The Samaritan woman who met Jesus, does that, and so to does the man born blind. So why does Fred Jenkins from the service station help build houses for the aged in his spare time, and Jennifer teach the intellectually handicapped, or the beloved disciple fall on his knees at the sight of the empty tomb? It is not because of wrinkles in their psyche, and it is not because of ontological proofs of the experience of God. It is, rather, that the Spirit has spoken to them and their lives have become witnesses to what they have experienced. Will the world ever understand this? Probably not.
Realistically, the experience of the Spirit will be a constant source of irritation, a confounding impossibility. ‘The light has come into the world, and the people loved darkness, rather than light.’ Ultimately though, ‘The light shines in the darkness, and the darkness did not overcome it.’ Do you want proof? There is none. But you could ask Nicodemus, the leader of the old way, who nevertheless shows up later in John’s gospel, as a follower of the new way, a ‘disciple of the light.’

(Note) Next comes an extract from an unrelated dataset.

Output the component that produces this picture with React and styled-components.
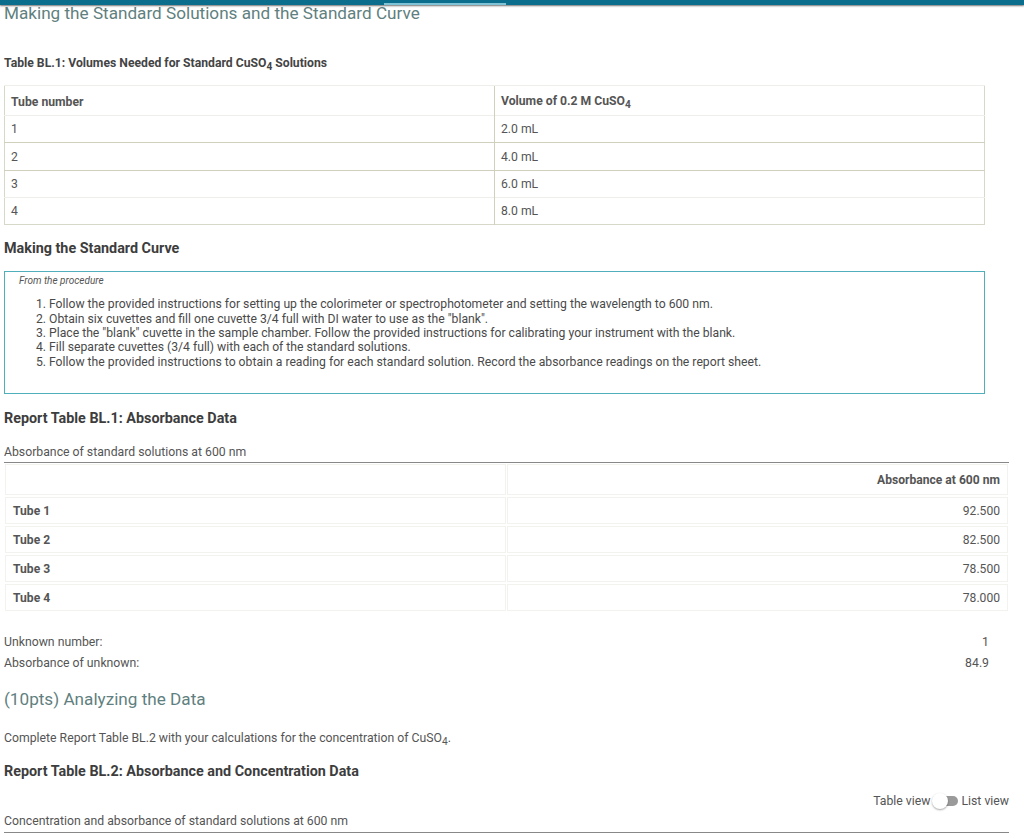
import styled, { createGlobalStyle } from "styled-components";

const GlobalStyle = createGlobalStyle`
  html, body {
    margin: 0;
    padding: 0;
    background: white;
    overflow: hidden;
  }
  body {
    font-family: Roboto, "Liberation Sans", sans-serif;
    font-size: 12px;
    color: #444;
  }
`;

const Page = styled.div`
  position: relative;
  width: 1024px;
  height: 840px;
  overflow: hidden;
  padding: 0 15px 0 4px;
  box-sizing: border-box;
`;

const TopBar = styled.div`
  position: absolute;
  top: 0;
  left: 0;
  width: 100%;
  height: 5px;
  background: #0b6e8c;
  box-shadow: 0 1px 2px rgba(0, 0, 0, 0.55);
`;

const Progress = styled.div`
  position: absolute;
  top: 3px;
  left: 384px;
  width: 122px;
  height: 2px;
  background: #7fc4d6;
`;

const SectionTitle = styled.h2`
  margin: 0;
  padding-top: ${(props) => props.$top}px;
  font-size: 17.15px;
  line-height: 24px;
  font-weight: 400;
  color: #5f7f80;
`;

const Caption = styled.p`
  margin: 30px 0 13px;
  font-size: 12.2px;
  line-height: 16px;
  font-weight: 700;
  color: #444;
`;

const Sub = styled.sub`
  font-size: 83%;
  line-height: 100%;
  vertical-align: -3px;
`;

const RefTable = styled.table`
  width: 981px;
  table-layout: fixed;
  border-collapse: collapse;
  border: 1px solid #d8d8c8;
`;

const RefCell = styled.td`
  height: ${(props) => (props.$header ? 30 : 27.25)}px;
  padding: ${(props) => (props.$header ? "2px" : "0")} 6px 0;
  box-sizing: border-box;
  font-size: 12.2px;
  font-weight: ${(props) => (props.$header ? 700 : 400)};
  color: #555;
  border-left: 1px solid #d0d0bc;
  border-top: 1px solid ${(props) => (props.$strong ? "#d0d0bc" : "#eeeeea")};
  &:first-child {
    width: 490px;
    border-left: none;
  }
`;

const Heading = styled.h3`
  margin: ${(props) => props.$top}px 0 0;
  font-size: 14.35px;
  line-height: 18px;
  font-weight: 700;
  color: #3d3d3d;
`;

const ProcedureBox = styled.div`
  width: 981px;
  height: 123px;
  margin-top: 13px;
  padding: 2px 14px 0;
  box-sizing: border-box;
  border: 1px solid #4fb0bb;
`;

const BoxLabel = styled.div`
  font-size: 10px;
  line-height: 14px;
  font-style: italic;
  color: #555;
`;

const Steps = styled.ol`
  margin: 9px 0 0;
  padding-left: 30px;
  font-size: 12.2px;
  line-height: 14.4px;
  color: #4a4a4a;
`;

const TableTitle = styled.div`
  margin-top: ${(props) => props.$top}px;
  padding-bottom: ${(props) => props.$bottom}px;
  font-size: 12.25px;
  line-height: 16px;
  color: #555;
  border-bottom: 1px solid #888;
`;

const DataTable = styled.table`
  width: 1005px;
  margin-top: -1px;
  table-layout: fixed;
  border-collapse: separate;
  border-spacing: 1px 2px;
`;

const DataCell = styled.td`
  height: ${(props) => (props.$header ? 31 : 27)}px;
  padding: 0 7px;
  box-sizing: border-box;
  font-size: 12.1px;
  font-weight: ${(props) => (props.$bold ? 700 : 400)};
  text-align: ${(props) => (props.$right ? "right" : "left")};
  color: #555;
  border: 1px solid #f2f2ee;
  &:first-child {
    width: 501px;
  }
`;

const InfoRow = styled.div`
  display: flex;
  justify-content: space-between;
  width: 985px;
  font-size: 12.25px;
  line-height: 21px;
  color: #555;
`;

const InfoList = styled.div`
  margin-top: 19px;
`;

const Intro = styled.p`
  margin: 19px 0 0;
  font-size: 12.25px;
  line-height: 16px;
  color: #555;
`;

const ViewToggle = styled.div`
  display: flex;
  justify-content: flex-end;
  align-items: center;
  height: 16px;
  margin-top: 12px;
  font-size: 12.25px;
  color: #555;
`;

const Track = styled.span`
  position: relative;
  display: inline-block;
  width: 22px;
  height: 10px;
  margin: 0 3px 0 6px;
  border-radius: 5px;
  background: #9a9a9a;
`;

const Knob = styled.span`
  position: absolute;
  top: -3px;
  left: -4px;
  width: 16px;
  height: 16px;
  border-radius: 50%;
  background: white;
  box-shadow: 0 1px 2px rgba(0, 0, 0, 0.35);
`;

const steps = [
  "Follow the provided instructions for setting up the colorimeter or spectrophotometer and setting the wavelength to 600 nm.",
  'Obtain six cuvettes and fill one cuvette 3/4 full with DI water to use as the "blank".',
  'Place the "blank" cuvette in the sample chamber. Follow the provided instructions for calibrating your instrument with the blank.',
  "Fill separate cuvettes (3/4 full) with each of the standard solutions.",
  "Follow the provided instructions to obtain a reading for each standard solution. Record the absorbance readings on the report sheet.",
];

const volumes = [
  ["1", "2.0 mL", false],
  ["2", "4.0 mL", true],
  ["3", "6.0 mL", true],
  ["4", "8.0 mL", false],
];

const readings = [
  ["Tube 1", "92.500"],
  ["Tube 2", "82.500"],
  ["Tube 3", "78.500"],
  ["Tube 4", "78.000"],
];

export default function App() {
  return (
    <Page>
      <GlobalStyle />
      <SectionTitle $top={1}>Making the Standard Solutions and the Standard Curve</SectionTitle>
      <Caption>
        Table BL.1: Volumes Needed for Standard CuSO<Sub>4</Sub> Solutions
      </Caption>
      <RefTable>
        <tbody>
          <tr>
            <RefCell $header>Tube number</RefCell>
            <RefCell $header>
              Volume of 0.2 M CuSO<Sub>4</Sub>
            </RefCell>
          </tr>
          {volumes.map(([tube, volume, strong]) => (
            <tr key={tube}>
              <RefCell $strong={strong}>{tube}</RefCell>
              <RefCell $strong={strong}>{volume}</RefCell>
            </tr>
          ))}
        </tbody>
      </RefTable>

      <Heading $top={15}>Making the Standard Curve</Heading>
      <ProcedureBox>
        <BoxLabel>From the procedure</BoxLabel>
        <Steps>
          {steps.map((step) => (
            <li key={step}>{step}</li>
          ))}
        </Steps>
      </ProcedureBox>

      <Heading $top={16}>Report Table BL.1: Absorbance Data</Heading>
      <TableTitle $top={16} $bottom={2}>
        Absorbance of standard solutions at 600 nm
      </TableTitle>
      <DataTable>
        <tbody>
          <tr>
            <DataCell $header></DataCell>
            <DataCell $header $bold $right>
              Absorbance at 600 nm
            </DataCell>
          </tr>
          {readings.map(([tube, value]) => (
            <tr key={tube}>
              <DataCell $bold>{tube}</DataCell>
              <DataCell $right>{value}</DataCell>
            </tr>
          ))}
        </tbody>
      </DataTable>

      <InfoList>
        <InfoRow>
          <span>Unknown number:</span>
          <span>1</span>
        </InfoRow>
        <InfoRow>
          <span>Absorbance of unknown:</span>
          <span>84.9</span>
        </InfoRow>
      </InfoList>

      <SectionTitle $top={13}>(10pts) Analyzing the Data</SectionTitle>
      <Intro>
        Complete Report Table BL.2 with your calculations for the concentration of CuSO<Sub>4</Sub>.
      </Intro>
      <Heading $top={16}>Report Table BL.2: Absorbance and Concentration Data</Heading>

      <ViewToggle>
        Table view
        <Track>
          <Knob />
        </Track>
        List view
      </ViewToggle>
      <TableTitle $top={4} $bottom={3}>
        Concentration and absorbance of standard solutions at 600 nm
      </TableTitle>

      <TopBar>
        <Progress />
      </TopBar>
    </Page>
  );
}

How can this be? Someone must have surely asked him and he probably replied, ‘I can speak only of what I know. The wind blows where it will, and so it is with all those born of the Spirit. Nicodemus initially thought that faith was simply a matter of tracking the signs and weighing the evidence and drawing logical conclusions. He thought that there was no risk to it, no need for commitment ahead of time. He just listed all the positives and if the list of positives was longer than the list of negatives…its easy!! This is the way that Nicodemus made all his decisions.
But Jesus’ point is that the decision of faith is not made that way. It takes an act of the Spirit, to reorganize Nicodemus’ perspective on life and then he sees everything differently. Those disciples of old were changed on that Pentecost day and many others through the ages have been similarly changed. We have a new perspective on life that sees the world in a different light.